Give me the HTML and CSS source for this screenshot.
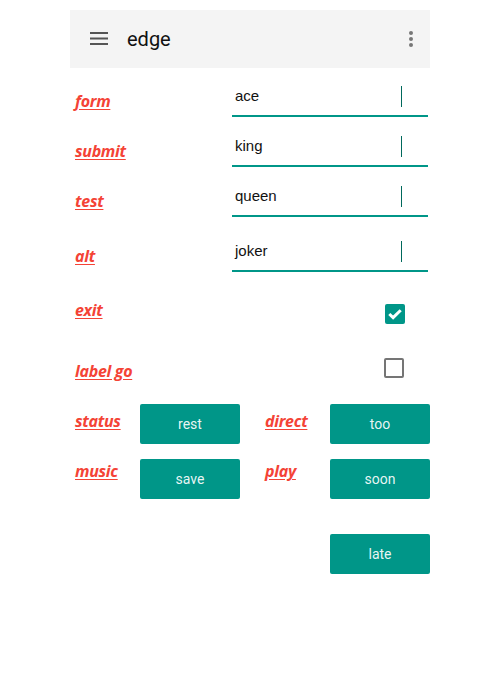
FILE: index.html
```html
<!DOCTYPE html>
<html>
<head>
<meta charset="utf-8">
<link rel="stylesheet" href="styles.css">
</head>
<body>
<div class="app">
  <header class="bar">
    <svg class="icon" width="24" height="24" viewBox="0 0 24 24"><path d="M3 6h18M3 11.5h18M3 17h18" stroke="#555" stroke-width="2" fill="none"/></svg>
    <span class="title">edge</span>
    <svg class="icon" width="24" height="24" viewBox="0 0 24 24"><circle cx="12" cy="6" r="2" fill="#777"/><circle cx="12" cy="12" r="2" fill="#777"/><circle cx="12" cy="18" r="2" fill="#777"/></svg>
  </header>

  <div class="row">
    <span class="lbl">form</span>
    <div class="field"><span class="val">ace</span><span class="caret"></span></div>
  </div>
  <div class="row">
    <span class="lbl">submit</span>
    <div class="field"><span class="val">king</span><span class="caret"></span></div>
  </div>
  <div class="row">
    <span class="lbl">test</span>
    <div class="field"><span class="val">queen</span><span class="caret"></span></div>
  </div>
  <div class="row row-alt">
    <span class="lbl">alt</span>
    <div class="field"><span class="val">joker</span><span class="caret"></span></div>
  </div>

  <div class="row row-exit">
    <span class="lbl">exit</span>
    <span class="cb cb-on"><svg width="20" height="20" viewBox="0 0 20 20"><path d="M4.3 10l3.8 3.6 7.6-7.4" stroke="#fff" stroke-width="3" fill="none"/></svg></span>
  </div>
  <div class="row row-go">
    <span class="lbl">label go</span>
    <span class="cb cb-off"></span>
  </div>

  <div class="btns">
    <span class="lbl l1">status</span>
    <span class="btn">rest</span>
    <span class="lbl l1 lr">direct</span>
    <span class="btn">too</span>
    <span class="lbl l2">music</span>
    <span class="btn">save</span>
    <span class="lbl l2 lr">play</span>
    <span class="btn">soon</span>
  </div>
  <div class="late-row"><span class="btn">late</span></div>
</div>
</body>
</html>
```
FILE: styles.css
```css
html, body { margin: 0; padding: 0; background: #fff; }
.app { width: 360px; margin-left: 70px; padding-top: 10px; }
.bar {
  height: 58px; background: #f4f4f4;
  display: flex; align-items: center;
  padding: 0 7px 0 17px; box-sizing: border-box;
}
.icon { display: block; flex: none; }
.title {
  flex: 1; margin-left: 16px;
  font: 400 20px/24px Roboto, sans-serif; color: #111;
}
.row {
  height: 50px; display: flex;
  justify-content: space-between; align-items: flex-start;
}
.lbl {
  margin-top: 23px; margin-left: 5px;
  font: italic 700 16px/20px "Open Sans", sans-serif;
  letter-spacing: -0.3px;
  color: #f44336; text-decoration: underline;
  text-underline-offset: 2px;
}
.field {
  width: 196px; height: 29px; margin-top: 18px; margin-right: 2px;
  border-bottom: 2px solid #009688;
  display: flex; align-items: flex-start;
}
.val {
  padding-left: 3px;
  font: 400 15px/20px "Liberation Sans", Arial, sans-serif; color: #111;
}
.caret {
  width: 1px; height: 21px; margin-left: auto; margin-right: 26px;
  background: #00695c;
}
.row-alt { margin-top: 5px; }
.row-exit { height: 62px; }
.row-exit .lbl { margin-top: 27px; }
.row-exit .cb { margin-top: 31px; margin-right: 25px; }
.row-go { height: 60px; }
.row-go .lbl { margin-top: 26px; }
.row-go .cb { margin-top: 23px; margin-right: 26px; }
.cb { width: 20px; height: 20px; border-radius: 2px; box-sizing: border-box; display: block; }
.cb svg { display: block; }
.cb-on { background: #009688; }
.cb-off { border: 2px solid #757575; }

.btns {
  margin-top: 9px;
  display: grid;
  grid-template-columns: 70px 100px 90px 100px;
  grid-auto-rows: 40px; row-gap: 15px;
}
.btns .lbl { margin-left: 5px; align-self: start; }
.btns .lr { margin-left: 25px; }
.btns .l1 { margin-top: 7px; }
.btns .l2 { margin-top: 2px; }
.btn {
  width: 100px; height: 40px; border-radius: 2px;
  background: #009688; color: rgba(255,255,255,0.92);
  display: flex; align-items: center; justify-content: center;
  font: 400 14px/20px Roboto, sans-serif;
}
.late-row { margin-top: 35px; display: flex; justify-content: flex-end; }
```
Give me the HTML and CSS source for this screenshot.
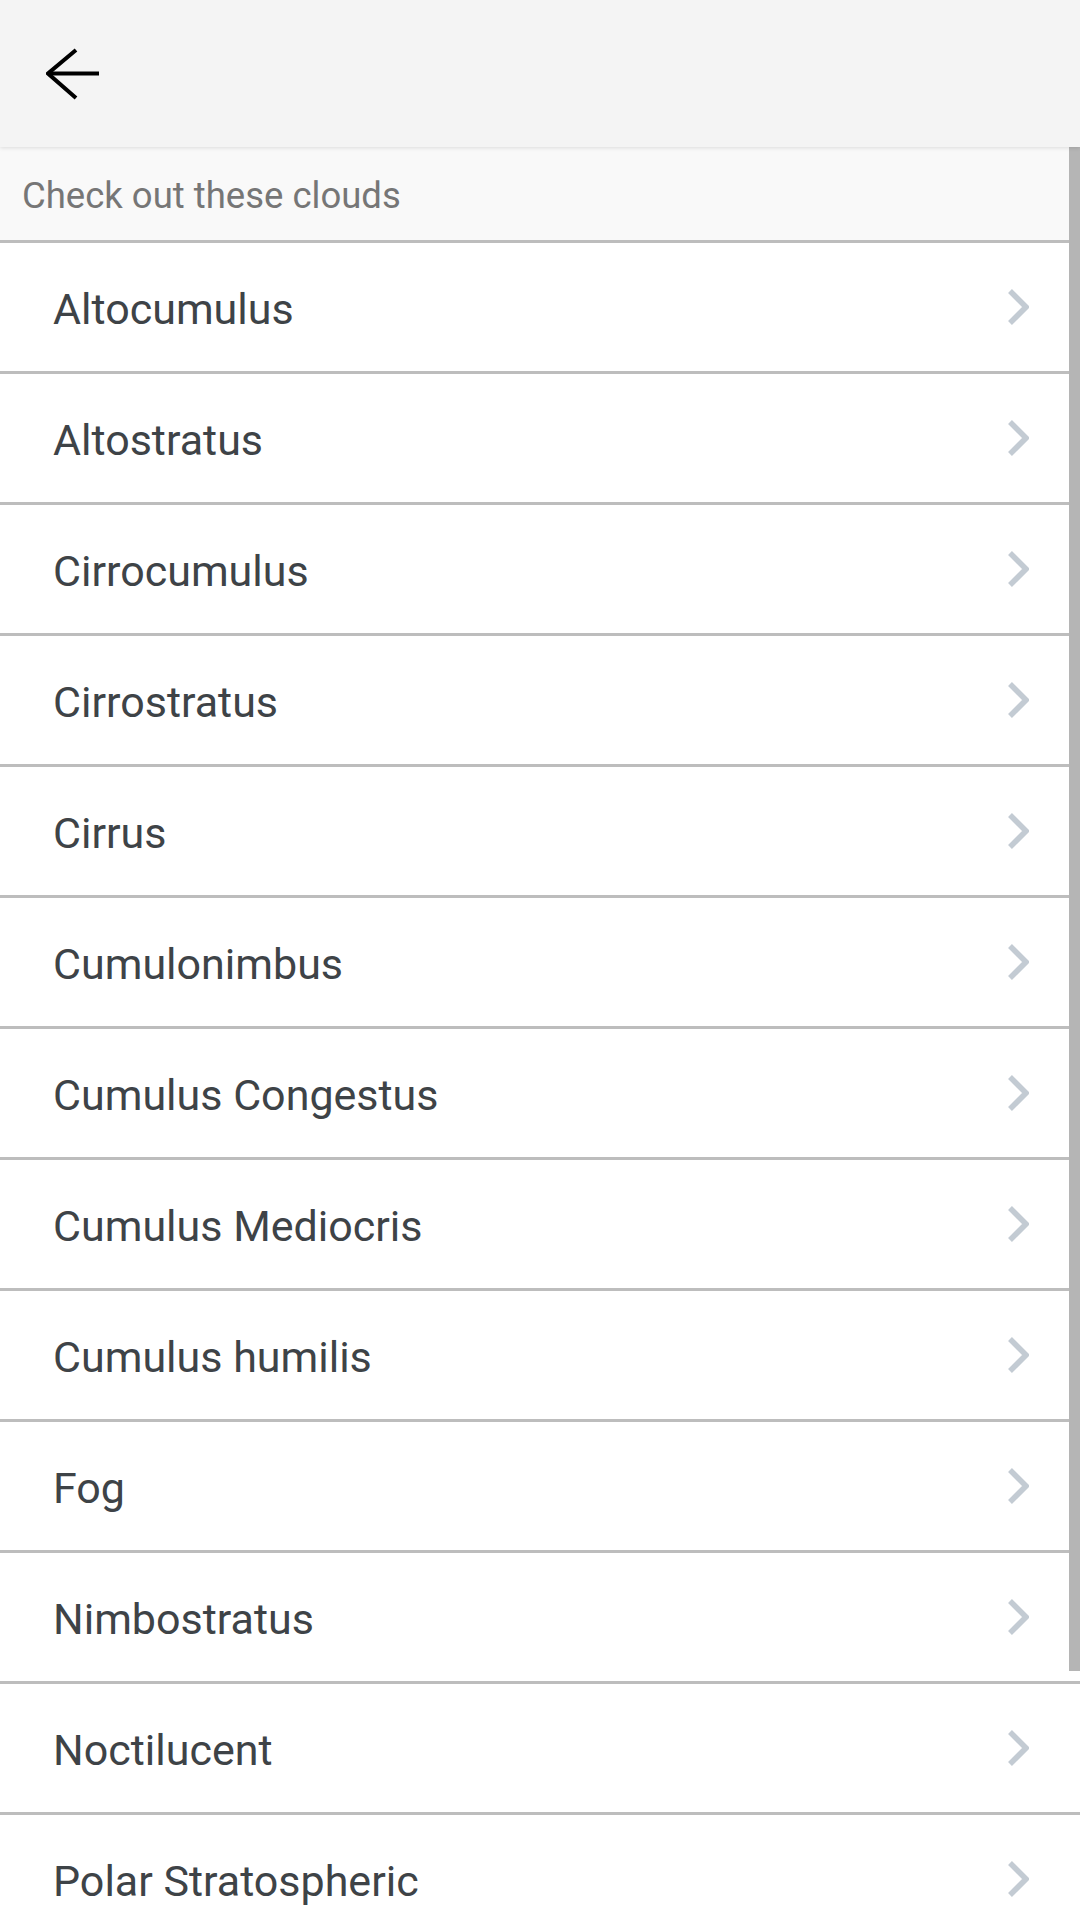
FILE: index.html
```html
<!DOCTYPE html>
<html>
<head>
<meta charset="utf-8">
<link rel="stylesheet" href="styles.css">
</head>
<body>
<div class="screen">
  <header class="appbar">
    <svg class="back" width="56" height="52" viewBox="0 0 56 52">
      <polyline points="30,2 2,25.5 30,50" fill="none" stroke="#000" stroke-width="4"/>
      <line x1="3" y1="25.5" x2="53" y2="25.5" stroke="#000" stroke-width="4"/>
    </svg>
  </header>
  <div class="content">
    <div class="subheader">Check out these clouds</div>
    <ul class="list">
      <li class="row"><span>Altocumulus</span><svg class="chev" width="22" height="36" viewBox="0 0 22 36"><polyline points="3,2 19,18 3,34" fill="none" stroke="#c3cbd3" stroke-width="5.5"/></svg></li>
      <li class="row"><span>Altostratus</span><svg class="chev" width="22" height="36" viewBox="0 0 22 36"><polyline points="3,2 19,18 3,34" fill="none" stroke="#c3cbd3" stroke-width="5.5"/></svg></li>
      <li class="row"><span>Cirrocumulus</span><svg class="chev" width="22" height="36" viewBox="0 0 22 36"><polyline points="3,2 19,18 3,34" fill="none" stroke="#c3cbd3" stroke-width="5.5"/></svg></li>
      <li class="row"><span>Cirrostratus</span><svg class="chev" width="22" height="36" viewBox="0 0 22 36"><polyline points="3,2 19,18 3,34" fill="none" stroke="#c3cbd3" stroke-width="5.5"/></svg></li>
      <li class="row"><span>Cirrus</span><svg class="chev" width="22" height="36" viewBox="0 0 22 36"><polyline points="3,2 19,18 3,34" fill="none" stroke="#c3cbd3" stroke-width="5.5"/></svg></li>
      <li class="row"><span>Cumulonimbus</span><svg class="chev" width="22" height="36" viewBox="0 0 22 36"><polyline points="3,2 19,18 3,34" fill="none" stroke="#c3cbd3" stroke-width="5.5"/></svg></li>
      <li class="row"><span>Cumulus Congestus</span><svg class="chev" width="22" height="36" viewBox="0 0 22 36"><polyline points="3,2 19,18 3,34" fill="none" stroke="#c3cbd3" stroke-width="5.5"/></svg></li>
      <li class="row"><span>Cumulus Mediocris</span><svg class="chev" width="22" height="36" viewBox="0 0 22 36"><polyline points="3,2 19,18 3,34" fill="none" stroke="#c3cbd3" stroke-width="5.5"/></svg></li>
      <li class="row"><span>Cumulus humilis</span><svg class="chev" width="22" height="36" viewBox="0 0 22 36"><polyline points="3,2 19,18 3,34" fill="none" stroke="#c3cbd3" stroke-width="5.5"/></svg></li>
      <li class="row"><span>Fog</span><svg class="chev" width="22" height="36" viewBox="0 0 22 36"><polyline points="3,2 19,18 3,34" fill="none" stroke="#c3cbd3" stroke-width="5.5"/></svg></li>
      <li class="row"><span>Nimbostratus</span><svg class="chev" width="22" height="36" viewBox="0 0 22 36"><polyline points="3,2 19,18 3,34" fill="none" stroke="#c3cbd3" stroke-width="5.5"/></svg></li>
      <li class="row"><span>Noctilucent</span><svg class="chev" width="22" height="36" viewBox="0 0 22 36"><polyline points="3,2 19,18 3,34" fill="none" stroke="#c3cbd3" stroke-width="5.5"/></svg></li>
      <li class="row"><span>Polar Stratospheric</span><svg class="chev" width="22" height="36" viewBox="0 0 22 36"><polyline points="3,2 19,18 3,34" fill="none" stroke="#c3cbd3" stroke-width="5.5"/></svg></li>
    </ul>
    <div class="scrollbar"></div>
  </div>
</div>
</body>
</html>
```
FILE: styles.css
```css
html, body {
  margin: 0;
  padding: 0;
  background: #ffffff;
}
.screen {
  width: 1080px;
  height: 1920px;
  overflow: hidden;
  display: flex;
  flex-direction: column;
  font-family: Roboto, "Noto Sans", sans-serif;
}
.appbar {
  height: 147px;
  flex: 0 0 147px;
  background: #f4f4f4;
  display: flex;
  align-items: center;
  padding-left: 46px;
  box-sizing: border-box;
  box-shadow: 0 1px 4px rgba(0,0,0,0.12);
  position: relative;
  z-index: 2;
}
.back {
  display: block;
}
.content {
  position: relative;
  flex: 1;
}
.subheader {
  height: 93px;
  box-sizing: border-box;
  padding-top: 3px;
  background: #f9f9f9;
  border-bottom: 3px solid #bdbdbd;
  display: flex;
  align-items: center;
  padding-left: 22px;
  font-size: 36.5px;
  color: #767676;
}
.subheader {
  height: 96px;
}
.list {
  list-style: none;
  margin: 0;
  padding: 0;
}
.row {
  height: 128px;
  box-sizing: content-box;
  border-bottom: 3px solid #bdbdbd;
  display: flex;
  align-items: center;
  justify-content: space-between;
  padding-left: 53px;
  padding-right: 51px;
  font-size: 43px;
  color: #3e4347;
}
.row span {
  padding-top: 3px;
}
.chev {
  display: block;
}
.scrollbar {
  position: absolute;
  top: 0;
  right: 0;
  width: 11px;
  height: 1524px;
  background: #b5b5b5;
}
```
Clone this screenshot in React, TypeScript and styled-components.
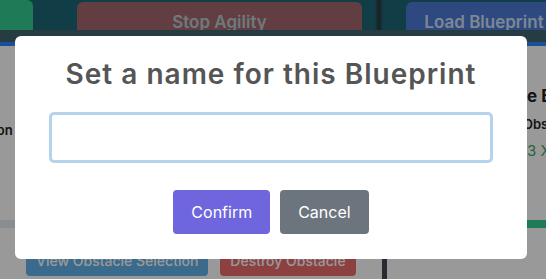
import React, { useState } from 'react';
import styled, { createGlobalStyle } from 'styled-components';

const GlobalStyle = createGlobalStyle`
  html, body {
    margin: 0;
    padding: 0;
    overflow: hidden;
    font-family: Inter, "Noto Sans", sans-serif;
  }
`;

function App() {
  const [name, setName] = useState('');

  return (
    <>
      <GlobalStyle />
      <Page>
        <TopBar>
          <CornerButton />
          <TopButton $bg="#a3676e" $width={285} $gap={44} $text="#b7cbd0">
            Stop Agility
          </TopButton>
          <Stripe />
          <TopButton $bg="#4e78d5" $width={156} $gap={0} $text="#d0e2f4">
            Load Blueprint
          </TopButton>
        </TopBar>
        <SubBand />
        <BlueLine />
        <Content>
          <Columns>
            <LeftPanel>
              <PanelLabel $shift={46}>Selection</PanelLabel>
            </LeftPanel>
            <RightPanel>
              <PanelTitle>Obstacle Blueprint</PanelTitle>
              <PanelLabel $shift={4}>Obstacles</PanelLabel>
              <PanelCount>3 X</PanelCount>
            </RightPanel>
          </Columns>
          <Divider>
            <DividerPart $bg="#e6ebf0" />
            <DividerPart $bg="#34cb91" $width={19} />
          </Divider>
          <BottomBar>
            <BottomButton $bg="#61b1e9">View Obstacle Selection</BottomButton>
            <BottomButton $bg="#e96b6b">Destroy Obstacle</BottomButton>
            <VerticalRule />
          </BottomBar>
        </Content>
      </Page>

      <Overlay>
        <Modal>
          <ModalTitle>Set a name for this Blueprint</ModalTitle>
          <NameInput value={name} onChange={(e) => setName(e.target.value)} />
          <Actions>
            <ActionButton $bg="#6f66dd">Confirm</ActionButton>
            <ActionButton $bg="#6c757d">Cancel</ActionButton>
          </Actions>
        </Modal>
      </Overlay>
    </>
  );
}

const Page = styled.div`
  width: 546px;
  height: 279px;
  background: #fff;
  display: flex;
  flex-direction: column;
  overflow: hidden;
`;

const TopBar = styled.div`
  height: 34px;
  background: #1b6775;
  display: flex;
  align-items: flex-start;
  padding-top: 2px;
  box-sizing: border-box;
  overflow: hidden;
`;

const CornerButton = styled.div`
  flex: 0 0 33px;
  height: 40px;
  margin-top: -2px;
  background: #34cb91;
  border-radius: 0 6px 0 0;
`;

const TopButton = styled.div<{ $bg: string; $width: number; $gap: number; $text: string }>`
  flex: 0 0 ${(p) => p.$width}px;
  height: 40px;
  margin-left: ${(p) => p.$gap}px;
  background: ${(p) => p.$bg};
  border-radius: 6px 6px 0 0;
  display: flex;
  align-items: center;
  justify-content: center;
  color: ${(p) => p.$text};
  font-size: 17px;
  font-weight: 600;
  box-sizing: border-box;
`;

const Stripe = styled.div`
  flex: 0 0 8px;
  height: 34px;
  margin: -2px 23px 0 13px;
  background: linear-gradient(90deg, #1b6775, #2e3a44 40%, #2e3a44 60%, #1b6775);
`;

const SubBand = styled.div`
  height: 14px;
  background: #3f6470;
`;

const BlueLine = styled.div`
  height: 4px;
  background: #3084ff;
`;

const Content = styled.div`
  flex: 1;
  display: flex;
  flex-direction: column;
`;

const Columns = styled.div`
  height: 174px;
  display: flex;
  justify-content: space-between;
`;

const LeftPanel = styled.div`
  width: 15px;
  padding-top: 66px;
  white-space: nowrap;
`;

const RightPanel = styled.div`
  width: 19px;
  padding-top: 40px;
  white-space: nowrap;
`;

const PanelTitle = styled.div`
  font-size: 17px;
  line-height: 20px;
  font-weight: 700;
  color: #222;
  margin-left: -64px;
`;

const PanelLabel = styled.div<{ $shift: number }>`
  font-size: 13px;
  line-height: 16px;
  font-weight: 600;
  color: #222;
  margin-top: 10px;
  margin-left: -${(p) => p.$shift}px;
`;

const PanelCount = styled.div`
  font-size: 15px;
  line-height: 18px;
  color: #33aa66;
  margin-top: 10px;
`;

const Divider = styled.div`
  height: 8px;
  display: flex;
`;

const DividerPart = styled.div<{ $bg: string; $width?: number }>`
  flex: ${(p) => (p.$width ? `0 0 ${p.$width}px` : '1')};
  background: ${(p) => p.$bg};
`;

const BottomBar = styled.div`
  flex: 1;
  display: flex;
  align-items: flex-start;
  gap: 12px;
  padding: 18px 0 0 26px;
`;

const BottomButton = styled.div<{ $bg: string }>`
  height: 30px;
  padding: 0 10px;
  background: ${(p) => p.$bg};
  border-radius: 4px;
  color: #fff;
  font-size: 14px;
  font-weight: 500;
  display: flex;
  align-items: center;
`;

const VerticalRule = styled.div`
  width: 5px;
  height: 40px;
  margin-left: 14px;
  margin-top: -7px;
  background: #434953;
`;

const Overlay = styled.div`
  position: fixed;
  inset: 0;
  background: rgba(0, 0, 0, 0.4);
  padding: 36px 0 0 15px;
  box-sizing: border-box;
`;

const Modal = styled.div`
  width: 512px;
  height: 223px;
  background: #fff;
  border-radius: 6px;
  padding: 22px 34px 25px;
  box-sizing: border-box;
  display: flex;
  flex-direction: column;
  align-items: center;
`;

const ModalTitle = styled.h2`
  margin: 0;
  font-size: 28px;
  line-height: 33px;
  letter-spacing: 1px;
  font-weight: 600;
  color: #555;
`;

const NameInput = styled.input`
  margin-top: 21px;
  width: 100%;
  height: 51px;
  box-sizing: border-box;
  border: 3px solid #b5d3ec;
  border-radius: 5px;
  outline: none;
  font-family: inherit;
  font-size: 16px;
  padding: 0 12px;
`;

const Actions = styled.div`
  margin-top: 27px;
  display: flex;
  gap: 10px;
`;

const ActionButton = styled.button<{ $bg: string }>`
  height: 44px;
  padding: 0 18px;
  border: none;
  border-radius: 4px;
  background: ${(p) => p.$bg};
  color: #fff;
  font-family: inherit;
  font-size: 16px;
  cursor: pointer;
`;

export default App;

**STATED EXERCISE**
Copy out each line in the listing that has the word "this".

**WRITTEN REPLY**
Give me the HTML and CSS source for this screenshot.
Give me the HTML and CSS source for this screenshot.
Clone this screenshot in React, TypeScript and styled-components.
          <ModalTitle>Set a name for this Blueprint</ModalTitle>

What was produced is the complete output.